Interest begins accruing the day after the due date at a rate of up to 10% per year. For the second and subsequent years of delinquency, the interest rate can rise to match the federal underpayment rate under Internal Revenue Code Section 6621, or 10%, whichever is higher.8Virginia Code Commission. Virginia Code 58.1-3916 – Counties, Cities, and Towns May Provide Dates for Filing These charges add up fast on larger tax bills, so the January 15 deadline is one worth marking on your calendar.

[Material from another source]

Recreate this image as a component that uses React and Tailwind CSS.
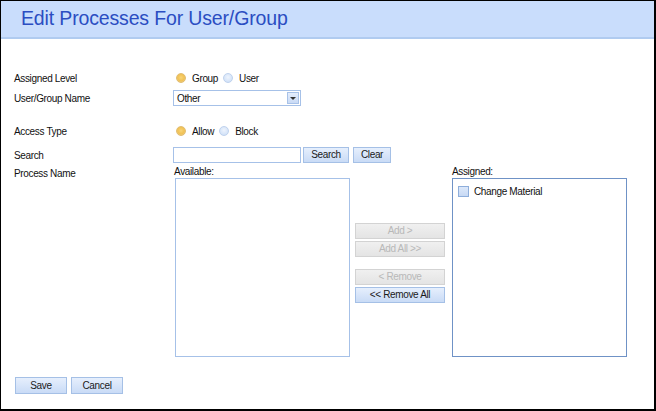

Disabled Veteran Vehicle Exemption

Veterans rated 100% service-connected, permanent, and totally disabled by the U.S. Department of Veterans Affairs can exempt one motor vehicle from personal property tax entirely. The exemption covers passenger cars and pickup trucks registered for personal use. If the veteran is married, either spouse’s qualifying vehicle can receive the exemption.9Virginia Department of Veterans Services. Tax Exemptions

The exemption ends on the date of the veteran’s death and does not transfer to a surviving spouse. To apply, contact the Commissioner of the Revenue’s office with your VA disability letter and vehicle registration information. Veterans with disability ratings below 100% do not qualify for this particular exemption, though other forms of state tax relief may be available.

Appealing Your Assessment

If you believe your vehicle or equipment was overvalued, you have two paths. The first step is contacting the Commissioner of the Revenue, who has authority to correct factual errors in your assessment. Reach the office at 804-769-4225 or [email protected].10King William County, VA. Property Reassessment Common factual errors include wrong model years, incorrect vehicle configurations, or missing the high mileage adjustment you applied for.

If the Commissioner’s correction doesn’t resolve the issue, you can appeal to the King William County Circuit Court. The Clerk of the Circuit Court is located at 351 Courthouse Lane, Suite 130, King William, VA 23086 (804-769-4936). Court appeals are more formal and time-consuming, so most disputes are better resolved at the Commissioner’s level first.